MATERIAL:
>> begin

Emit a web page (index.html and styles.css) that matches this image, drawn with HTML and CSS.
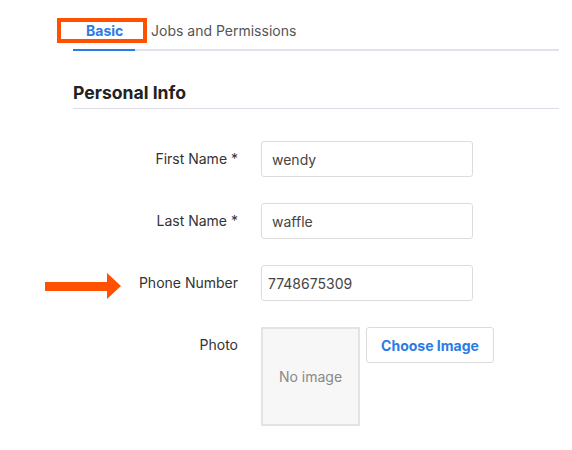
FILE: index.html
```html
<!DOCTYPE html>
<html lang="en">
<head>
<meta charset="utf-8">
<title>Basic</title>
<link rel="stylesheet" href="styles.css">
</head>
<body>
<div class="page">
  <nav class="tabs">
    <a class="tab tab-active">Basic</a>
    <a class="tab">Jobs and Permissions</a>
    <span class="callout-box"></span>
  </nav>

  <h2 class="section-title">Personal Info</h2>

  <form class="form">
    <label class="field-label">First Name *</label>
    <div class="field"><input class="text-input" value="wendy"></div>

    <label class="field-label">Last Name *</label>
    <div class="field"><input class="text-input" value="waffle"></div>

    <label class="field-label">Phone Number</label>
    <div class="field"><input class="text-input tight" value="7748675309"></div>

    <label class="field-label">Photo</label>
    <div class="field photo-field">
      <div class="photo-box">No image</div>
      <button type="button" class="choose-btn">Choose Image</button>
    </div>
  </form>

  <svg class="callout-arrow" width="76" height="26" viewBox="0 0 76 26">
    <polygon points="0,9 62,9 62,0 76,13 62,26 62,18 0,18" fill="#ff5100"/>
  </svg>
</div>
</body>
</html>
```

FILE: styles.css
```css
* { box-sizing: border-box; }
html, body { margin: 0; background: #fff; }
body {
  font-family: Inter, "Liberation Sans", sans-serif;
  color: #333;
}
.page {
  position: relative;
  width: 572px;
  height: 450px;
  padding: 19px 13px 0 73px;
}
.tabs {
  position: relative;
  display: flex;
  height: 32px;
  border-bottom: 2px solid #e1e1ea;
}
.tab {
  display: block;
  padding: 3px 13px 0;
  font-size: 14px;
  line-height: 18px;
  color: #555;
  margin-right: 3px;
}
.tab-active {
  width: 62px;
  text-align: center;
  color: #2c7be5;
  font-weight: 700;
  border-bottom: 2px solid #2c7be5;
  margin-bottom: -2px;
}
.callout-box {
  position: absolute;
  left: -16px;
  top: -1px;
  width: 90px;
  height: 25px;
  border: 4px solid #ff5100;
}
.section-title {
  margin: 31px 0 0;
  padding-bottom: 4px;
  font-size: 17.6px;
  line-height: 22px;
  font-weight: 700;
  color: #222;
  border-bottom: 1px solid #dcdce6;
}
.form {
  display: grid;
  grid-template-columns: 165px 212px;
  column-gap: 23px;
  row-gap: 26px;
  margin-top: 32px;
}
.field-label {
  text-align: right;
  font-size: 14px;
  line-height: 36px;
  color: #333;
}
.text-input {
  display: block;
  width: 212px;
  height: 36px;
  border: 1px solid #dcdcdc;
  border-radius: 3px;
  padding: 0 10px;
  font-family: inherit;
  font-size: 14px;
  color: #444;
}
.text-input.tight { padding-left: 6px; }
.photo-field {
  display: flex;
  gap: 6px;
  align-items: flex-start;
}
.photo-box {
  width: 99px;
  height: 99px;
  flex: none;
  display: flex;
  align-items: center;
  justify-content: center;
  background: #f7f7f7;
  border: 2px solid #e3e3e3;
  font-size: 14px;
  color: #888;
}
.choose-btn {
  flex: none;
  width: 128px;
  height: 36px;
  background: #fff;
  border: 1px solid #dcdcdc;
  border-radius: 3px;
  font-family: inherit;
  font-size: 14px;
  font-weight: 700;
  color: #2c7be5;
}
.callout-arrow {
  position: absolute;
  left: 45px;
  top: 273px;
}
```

>> end

WHAT THIS TASK INVOLVES: Your copy of the data above should match it exactly, except that pictures are left out.

WRITTEN REPLY:
Emit a web page (index.html and styles.css) that matches this image, drawn with HTML and CSS.
FILE: index.html
```html
<!DOCTYPE html>
<html lang="en">
<head>
<meta charset="utf-8">
<title>Basic</title>
<link rel="stylesheet" href="styles.css">
</head>
<body>
<div class="page">
  <nav class="tabs">
    <a class="tab tab-active">Basic</a>
    <a class="tab">Jobs and Permissions</a>
    <span class="callout-box"></span>
  </nav>

  <h2 class="section-title">Personal Info</h2>

  <form class="form">
    <label class="field-label">First Name *</label>
    <div class="field"><input class="text-input" value="wendy"></div>

    <label class="field-label">Last Name *</label>
    <div class="field"><input class="text-input" value="waffle"></div>

    <label class="field-label">Phone Number</label>
    <div class="field"><input class="text-input tight" value="7748675309"></div>

    <label class="field-label">Photo</label>
    <div class="field photo-field">
      <div class="photo-box">No image</div>
      <button type="button" class="choose-btn">Choose Image</button>
    </div>
  </form>

  <svg class="callout-arrow" width="76" height="26" viewBox="0 0 76 26">
    <polygon points="0,9 62,9 62,0 76,13 62,26 62,18 0,18" fill="#ff5100"/>
  </svg>
</div>
</body>
</html>
```

FILE: styles.css
```css
* { box-sizing: border-box; }
html, body { margin: 0; background: #fff; }
body {
  font-family: Inter, "Liberation Sans", sans-serif;
  color: #333;
}
.page {
  position: relative;
  width: 572px;
  height: 450px;
  padding: 19px 13px 0 73px;
}
.tabs {
  position: relative;
  display: flex;
  height: 32px;
  border-bottom: 2px solid #e1e1ea;
}
.tab {
  display: block;
  padding: 3px 13px 0;
  font-size: 14px;
  line-height: 18px;
  color: #555;
  margin-right: 3px;
}
.tab-active {
  width: 62px;
  text-align: center;
  color: #2c7be5;
  font-weight: 700;
  border-bottom: 2px solid #2c7be5;
  margin-bottom: -2px;
}
.callout-box {
  position: absolute;
  left: -16px;
  top: -1px;
  width: 90px;
  height: 25px;
  border: 4px solid #ff5100;
}
.section-title {
  margin: 31px 0 0;
  padding-bottom: 4px;
  font-size: 17.6px;
  line-height: 22px;
  font-weight: 700;
  color: #222;
  border-bottom: 1px solid #dcdce6;
}
.form {
  display: grid;
  grid-template-columns: 165px 212px;
  column-gap: 23px;
  row-gap: 26px;
  margin-top: 32px;
}
.field-label {
  text-align: right;
  font-size: 14px;
  line-height: 36px;
  color: #333;
}
.text-input {
  display: block;
  width: 212px;
  height: 36px;
  border: 1px solid #dcdcdc;
  border-radius: 3px;
  padding: 0 10px;
  font-family: inherit;
  font-size: 14px;
  color: #444;
}
.text-input.tight { padding-left: 6px; }
.photo-field {
  display: flex;
  gap: 6px;
  align-items: flex-start;
}
.photo-box {
  width: 99px;
  height: 99px;
  flex: none;
  display: flex;
  align-items: center;
  justify-content: center;
  background: #f7f7f7;
  border: 2px solid #e3e3e3;
  font-size: 14px;
  color: #888;
}
.choose-btn {
  flex: none;
  width: 128px;
  height: 36px;
  background: #fff;
  border: 1px solid #dcdcdc;
  border-radius: 3px;
  font-family: inherit;
  font-size: 14px;
  font-weight: 700;
  color: #2c7be5;
}
.callout-arrow {
  position: absolute;
  left: 45px;
  top: 273px;
}
```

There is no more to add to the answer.